Keep in mind that once the sale records, your local assessor will likely reassess the property’s value based on the purchase price, which could raise your property taxes significantly compared to what the previous owner was paying. If you’re budgeting for monthly housing costs, base your estimate on the purchase price, not the seller’s old tax bill.

Costs to Budget For

Off-market deals don’t eliminate closing costs, and they sometimes add expenses you wouldn’t face in a traditional purchase. Here’s a realistic picture of what to plan for:

  • Earnest money deposit: One to three percent of the offer price, held in escrow and applied to your purchase at closing.
  • Home inspection: Roughly $300 to $450 for a standard inspection, plus additional fees for specialized testing like radon or mold.
  • Title search and title insurance: Title insurance typically runs 0.5 to 1 percent of the purchase price. The title search fee may be bundled into this or charged separately.
  • Attorney fees: If you hire a real estate attorney to draft or review the contract, expect to pay a flat fee or hourly rate that varies by market. In states that require attorney involvement at closing, this is not optional.
  • Recording fees: Charged by the county recorder to file the new deed. Fees vary by jurisdiction and are usually calculated per page.
  • Transfer taxes: Many states and some local governments charge a tax on the transfer of real property, with rates ranging from a nominal flat fee to several percent of the sale price. A handful of states charge no transfer tax at all.
  • Lender costs: If you’re financing, your lender will charge origination fees, appraisal fees, and other costs outlined in your loan estimate.
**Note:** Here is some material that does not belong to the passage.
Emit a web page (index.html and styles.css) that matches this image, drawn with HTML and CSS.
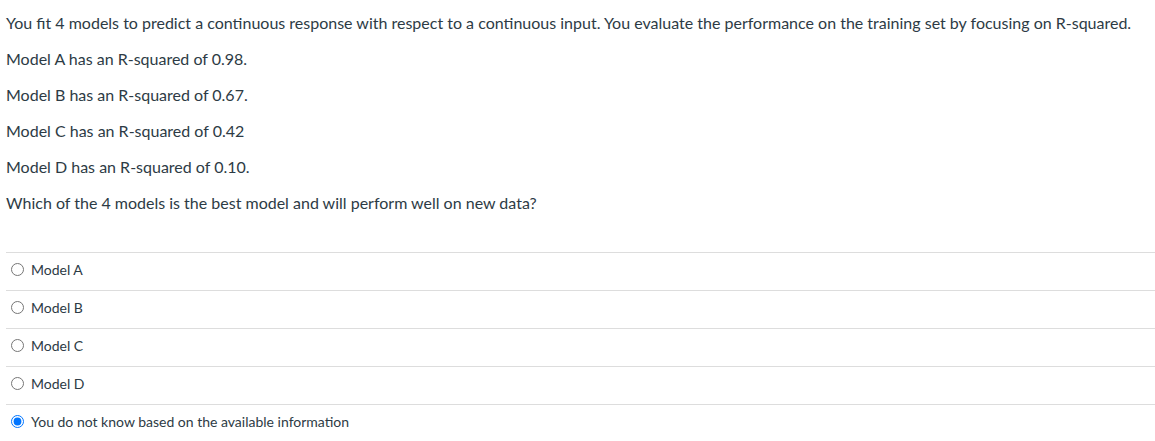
FILE: index.html
```html
<!DOCTYPE html>
<html lang="en">
<head>
<meta charset="utf-8">
<title>Question</title>
<link rel="stylesheet" href="styles.css">
</head>
<body>
<div class="question">
  <div class="question-text">
    <p>You fit 4 models to predict a continuous response with respect to a continuous input. You evaluate the performance on the training set by focusing on R-squared.</p>
    <p>Model A has an R-squared of 0.98.</p>
    <p>Model B has an R-squared of 0.67.</p>
    <p>Model C has an R-squared of 0.42</p>
    <p>Model D has an R-squared of 0.10.</p>
    <p>Which of the 4 models is the best model and will perform well on new data?</p>
  </div>
  <div class="answers">
    <label class="answer"><input type="radio" name="q"><span>Model A</span></label>
    <label class="answer"><input type="radio" name="q"><span>Model B</span></label>
    <label class="answer"><input type="radio" name="q"><span>Model C</span></label>
    <label class="answer"><input type="radio" name="q"><span>Model D</span></label>
    <label class="answer"><input type="radio" name="q" checked><span>You do not know based on the available information</span></label>
  </div>
</div>
</body>
</html>
```

FILE: styles.css
```css
html, body {
  margin: 0;
  padding: 0;
  background: #fff;
}
body {
  font-family: Lato, "Open Sans", sans-serif;
  color: #2d3b45;
}
.question {
  padding: 0 0 0 6px;
}
.question-text {
  padding-top: 11px;
  font-size: 16px;
  line-height: 24px;
}
.question-text p {
  margin: 0 0 12px 0;
}
.answers {
  margin-top: 37px;
}
.answer {
  display: flex;
  align-items: center;
  height: 33px;
  padding-bottom: 4px;
  border-top: 1px solid #dddddd;
  font-size: 14px;
  cursor: pointer;
}
.answer input {
  margin: 0 7px 0 5px;
  width: 13px;
  height: 13px;
}
```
All told, buyers should expect total closing costs of two to five percent of the purchase price on top of the down payment. In an off-market deal where you’re not working with a buyer’s agent, you avoid paying a buyer’s agent commission, which can offset some of these costs. However, if you do use a buyer’s agent to help with the negotiation or paperwork, discuss their compensation upfront since off-market deals fall outside the standard commission structure.